Baroness Blatch: Will the Minister return to a point that he mentioned a moment ago? I believe he said that 80 per cent of the people in East Anglia live in rural areas. Will he reconsider that point? I refer to the populations of Luton, Hemel Hempstead, Basildon, all the areas around the urban part of southern Essex, Peterborough, Norwich and Ipswich. I do not believe that 80 per cent of the people of East Anglia live in rural areas.

5.15 p.m.

Lord Rooker: I did not say that and there is no region of East Anglia, much though the noble Baroness may wish that there were. I referred to the east of England where 88 per cent of the population live in areas with two-tier authorities.
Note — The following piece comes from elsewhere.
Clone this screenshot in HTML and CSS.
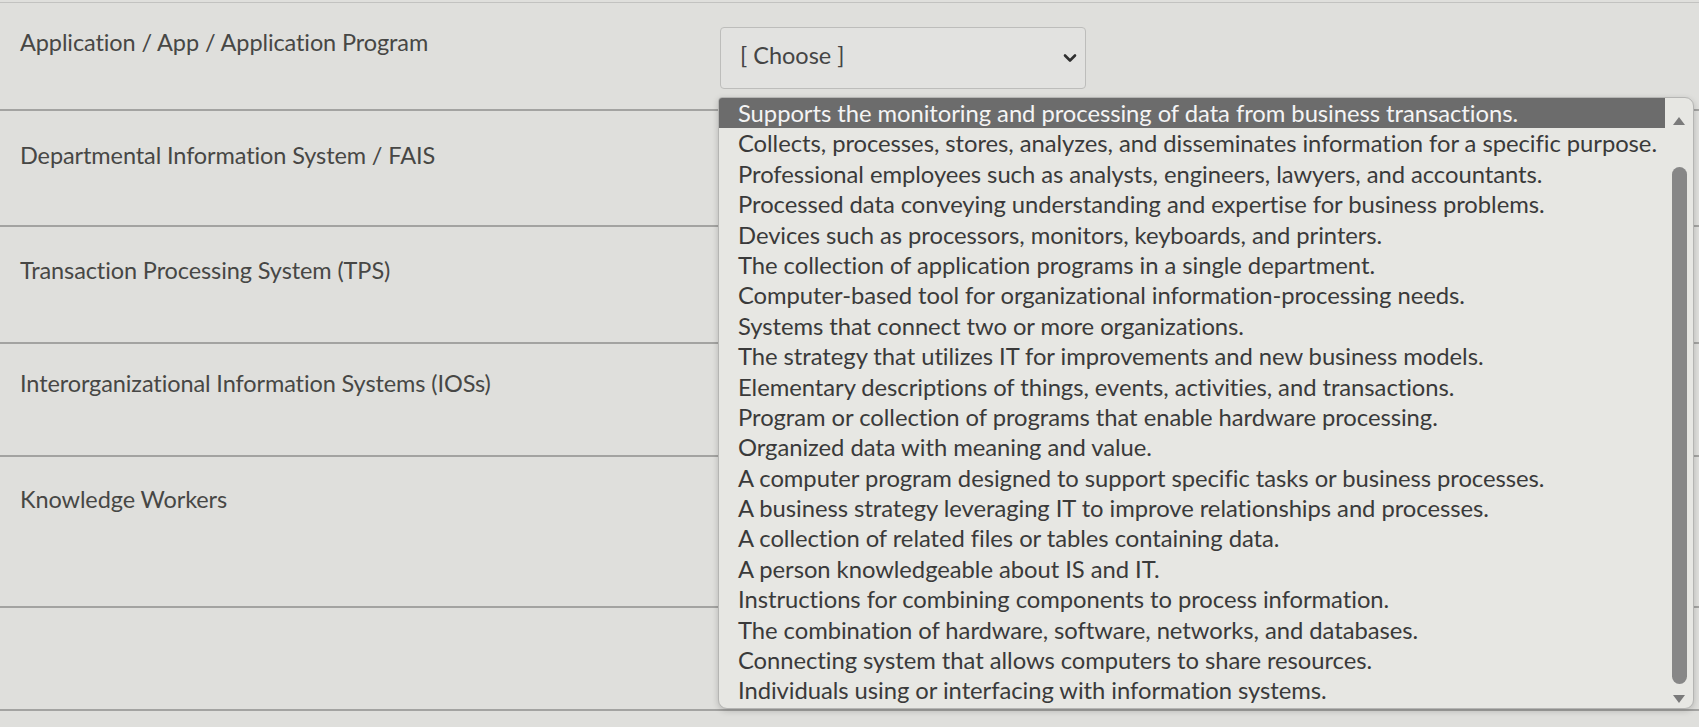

This debate is about two-tier authorities and the perceived threat to the county councils. We do not accept that proposition but that is what is behind the debate. I believe that Yorkshire and Humberside were referred to. I suggest that the 88 per cent of people in the east of England who live in areas with two-tier authorities could outvote the 12 per cent of people in the east of England who live in areas with single-tier authorities. The 80 per cent of the population of the East Midlands who live in areas with two-tier authorities could outvote the 20 per cent who live in areas with single-tier authorities. However, I do not rest my case on that. As I said, of the eight regions in the country, four have a majority of two-tier authorities and four have a majority of single-tier authorities.